>> begin INPUT ROWS

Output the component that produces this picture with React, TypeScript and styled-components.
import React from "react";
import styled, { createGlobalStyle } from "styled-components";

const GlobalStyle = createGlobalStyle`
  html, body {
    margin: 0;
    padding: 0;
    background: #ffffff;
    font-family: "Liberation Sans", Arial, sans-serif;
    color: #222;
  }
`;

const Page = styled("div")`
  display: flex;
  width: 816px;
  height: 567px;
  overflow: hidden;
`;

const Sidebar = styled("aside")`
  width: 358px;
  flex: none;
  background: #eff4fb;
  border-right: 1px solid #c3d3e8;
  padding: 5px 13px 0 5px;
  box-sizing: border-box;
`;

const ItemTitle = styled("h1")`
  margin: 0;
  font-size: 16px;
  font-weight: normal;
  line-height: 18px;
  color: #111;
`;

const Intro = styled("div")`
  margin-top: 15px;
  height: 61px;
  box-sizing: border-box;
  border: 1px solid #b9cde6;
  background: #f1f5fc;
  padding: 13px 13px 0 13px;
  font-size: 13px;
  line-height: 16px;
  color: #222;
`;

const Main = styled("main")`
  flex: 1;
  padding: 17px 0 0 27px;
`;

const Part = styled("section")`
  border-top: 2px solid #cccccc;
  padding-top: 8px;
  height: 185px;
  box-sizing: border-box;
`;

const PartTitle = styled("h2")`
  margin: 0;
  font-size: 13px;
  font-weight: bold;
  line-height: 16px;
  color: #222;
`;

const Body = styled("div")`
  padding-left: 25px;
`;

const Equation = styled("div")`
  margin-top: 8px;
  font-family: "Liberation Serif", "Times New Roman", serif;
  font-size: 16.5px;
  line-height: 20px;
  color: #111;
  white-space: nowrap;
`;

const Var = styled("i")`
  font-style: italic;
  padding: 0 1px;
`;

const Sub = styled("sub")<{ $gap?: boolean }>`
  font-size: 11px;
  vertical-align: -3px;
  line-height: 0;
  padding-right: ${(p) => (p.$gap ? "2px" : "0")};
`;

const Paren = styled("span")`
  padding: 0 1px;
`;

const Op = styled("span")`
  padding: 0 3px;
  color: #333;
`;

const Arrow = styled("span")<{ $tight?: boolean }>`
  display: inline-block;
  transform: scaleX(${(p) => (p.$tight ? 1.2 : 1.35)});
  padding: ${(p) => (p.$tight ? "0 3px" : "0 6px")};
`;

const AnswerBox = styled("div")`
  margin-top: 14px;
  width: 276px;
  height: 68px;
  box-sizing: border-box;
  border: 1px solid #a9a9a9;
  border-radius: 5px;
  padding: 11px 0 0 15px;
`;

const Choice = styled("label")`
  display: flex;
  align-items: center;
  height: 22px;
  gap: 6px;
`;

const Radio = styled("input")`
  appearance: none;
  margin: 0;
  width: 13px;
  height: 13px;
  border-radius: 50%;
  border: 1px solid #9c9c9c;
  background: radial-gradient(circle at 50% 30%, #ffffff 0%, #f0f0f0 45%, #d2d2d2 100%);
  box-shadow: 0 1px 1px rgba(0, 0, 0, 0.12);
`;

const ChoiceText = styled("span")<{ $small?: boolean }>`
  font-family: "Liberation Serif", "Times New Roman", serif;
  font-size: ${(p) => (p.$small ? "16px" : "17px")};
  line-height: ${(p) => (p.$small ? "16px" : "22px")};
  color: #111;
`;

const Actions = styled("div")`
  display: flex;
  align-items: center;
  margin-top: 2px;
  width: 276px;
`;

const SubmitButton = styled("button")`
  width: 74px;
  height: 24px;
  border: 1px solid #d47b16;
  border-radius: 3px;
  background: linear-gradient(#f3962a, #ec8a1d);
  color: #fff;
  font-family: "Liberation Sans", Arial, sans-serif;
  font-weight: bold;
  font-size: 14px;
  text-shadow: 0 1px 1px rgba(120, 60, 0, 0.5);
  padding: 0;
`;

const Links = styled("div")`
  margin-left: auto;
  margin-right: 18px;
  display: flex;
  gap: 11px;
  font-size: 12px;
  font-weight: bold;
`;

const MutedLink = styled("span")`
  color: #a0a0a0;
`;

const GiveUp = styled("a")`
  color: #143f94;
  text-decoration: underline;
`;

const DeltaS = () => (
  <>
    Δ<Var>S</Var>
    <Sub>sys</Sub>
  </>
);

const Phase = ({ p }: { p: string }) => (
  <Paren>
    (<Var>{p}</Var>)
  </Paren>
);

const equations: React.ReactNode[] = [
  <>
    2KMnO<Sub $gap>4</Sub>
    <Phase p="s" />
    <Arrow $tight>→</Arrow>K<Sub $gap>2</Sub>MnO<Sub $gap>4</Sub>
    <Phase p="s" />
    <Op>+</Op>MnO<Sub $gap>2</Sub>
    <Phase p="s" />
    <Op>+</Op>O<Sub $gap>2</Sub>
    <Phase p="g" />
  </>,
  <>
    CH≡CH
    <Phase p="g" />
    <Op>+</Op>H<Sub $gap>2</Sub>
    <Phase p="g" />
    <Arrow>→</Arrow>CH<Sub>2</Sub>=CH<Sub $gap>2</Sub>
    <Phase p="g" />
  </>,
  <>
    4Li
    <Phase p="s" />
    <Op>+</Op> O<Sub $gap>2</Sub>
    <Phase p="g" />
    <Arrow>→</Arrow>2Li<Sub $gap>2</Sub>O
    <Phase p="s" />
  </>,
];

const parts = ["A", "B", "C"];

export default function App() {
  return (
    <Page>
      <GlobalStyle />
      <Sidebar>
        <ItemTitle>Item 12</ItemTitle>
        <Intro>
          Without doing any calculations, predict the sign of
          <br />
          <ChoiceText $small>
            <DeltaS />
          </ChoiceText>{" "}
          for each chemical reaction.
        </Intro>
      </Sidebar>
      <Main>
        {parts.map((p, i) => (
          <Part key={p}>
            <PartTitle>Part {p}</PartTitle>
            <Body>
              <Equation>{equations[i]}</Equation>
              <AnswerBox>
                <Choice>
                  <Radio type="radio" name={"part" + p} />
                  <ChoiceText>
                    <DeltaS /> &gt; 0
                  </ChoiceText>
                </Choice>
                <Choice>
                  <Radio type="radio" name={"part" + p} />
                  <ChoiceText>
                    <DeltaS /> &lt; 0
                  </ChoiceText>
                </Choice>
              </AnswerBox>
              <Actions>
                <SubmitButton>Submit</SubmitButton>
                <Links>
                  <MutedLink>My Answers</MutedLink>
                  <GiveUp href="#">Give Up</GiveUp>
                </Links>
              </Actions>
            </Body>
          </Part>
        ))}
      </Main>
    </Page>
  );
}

>> end INPUT ROWS
>> begin INPUT ROWS

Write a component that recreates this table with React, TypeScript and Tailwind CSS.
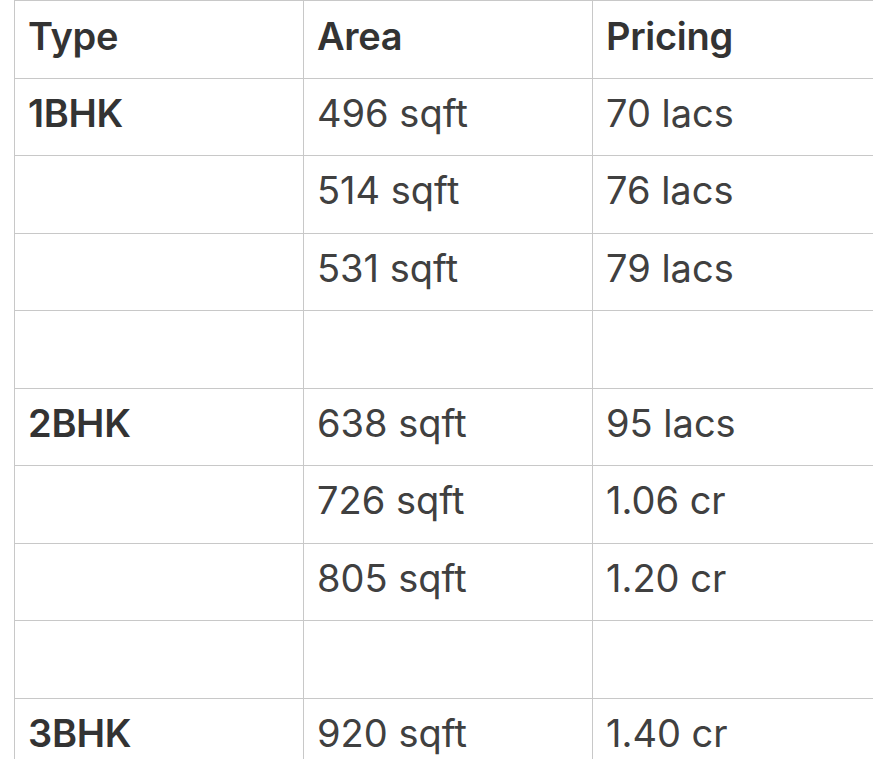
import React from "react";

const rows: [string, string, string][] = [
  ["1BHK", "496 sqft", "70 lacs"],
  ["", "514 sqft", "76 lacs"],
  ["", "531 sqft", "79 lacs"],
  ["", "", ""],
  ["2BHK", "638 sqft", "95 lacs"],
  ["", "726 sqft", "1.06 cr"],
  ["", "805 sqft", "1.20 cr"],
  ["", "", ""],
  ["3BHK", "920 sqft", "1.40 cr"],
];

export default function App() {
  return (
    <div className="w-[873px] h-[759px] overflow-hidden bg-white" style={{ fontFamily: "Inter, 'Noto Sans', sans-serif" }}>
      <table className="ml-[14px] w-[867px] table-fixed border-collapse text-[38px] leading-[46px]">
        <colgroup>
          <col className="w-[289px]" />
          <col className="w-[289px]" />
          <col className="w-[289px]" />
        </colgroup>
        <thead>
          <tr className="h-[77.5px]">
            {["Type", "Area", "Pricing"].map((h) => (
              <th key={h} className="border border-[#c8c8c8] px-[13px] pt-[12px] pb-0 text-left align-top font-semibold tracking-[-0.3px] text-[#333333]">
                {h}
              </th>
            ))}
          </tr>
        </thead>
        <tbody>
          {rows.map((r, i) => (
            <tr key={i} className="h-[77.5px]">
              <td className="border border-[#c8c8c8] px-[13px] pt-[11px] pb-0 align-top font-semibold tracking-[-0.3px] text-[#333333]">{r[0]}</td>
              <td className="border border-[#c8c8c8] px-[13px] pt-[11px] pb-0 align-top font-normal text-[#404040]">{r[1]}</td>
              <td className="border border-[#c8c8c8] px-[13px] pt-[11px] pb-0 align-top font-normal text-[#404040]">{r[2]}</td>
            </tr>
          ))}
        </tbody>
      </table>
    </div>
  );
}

>> end INPUT ROWS
>> begin INPUT ROWS

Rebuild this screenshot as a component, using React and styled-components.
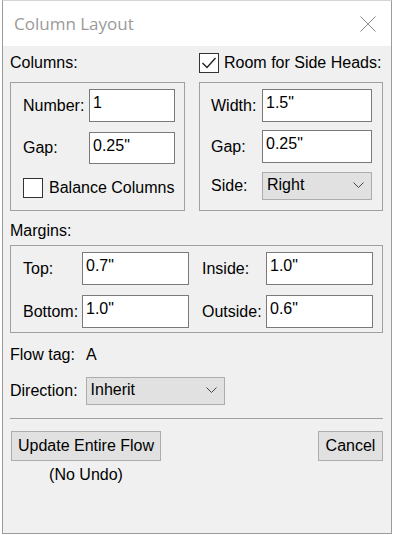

>> end INPUT ROWS

** PROBLEM **
Pull out all lines from the listing that contain the string "table".

** SOLVED PROBLEM **
Write a component that recreates this table with React, TypeScript and Tailwind CSS.
      <table className="ml-[14px] w-[867px] table-fixed border-collapse text-[38px] leading-[46px]">
      </table>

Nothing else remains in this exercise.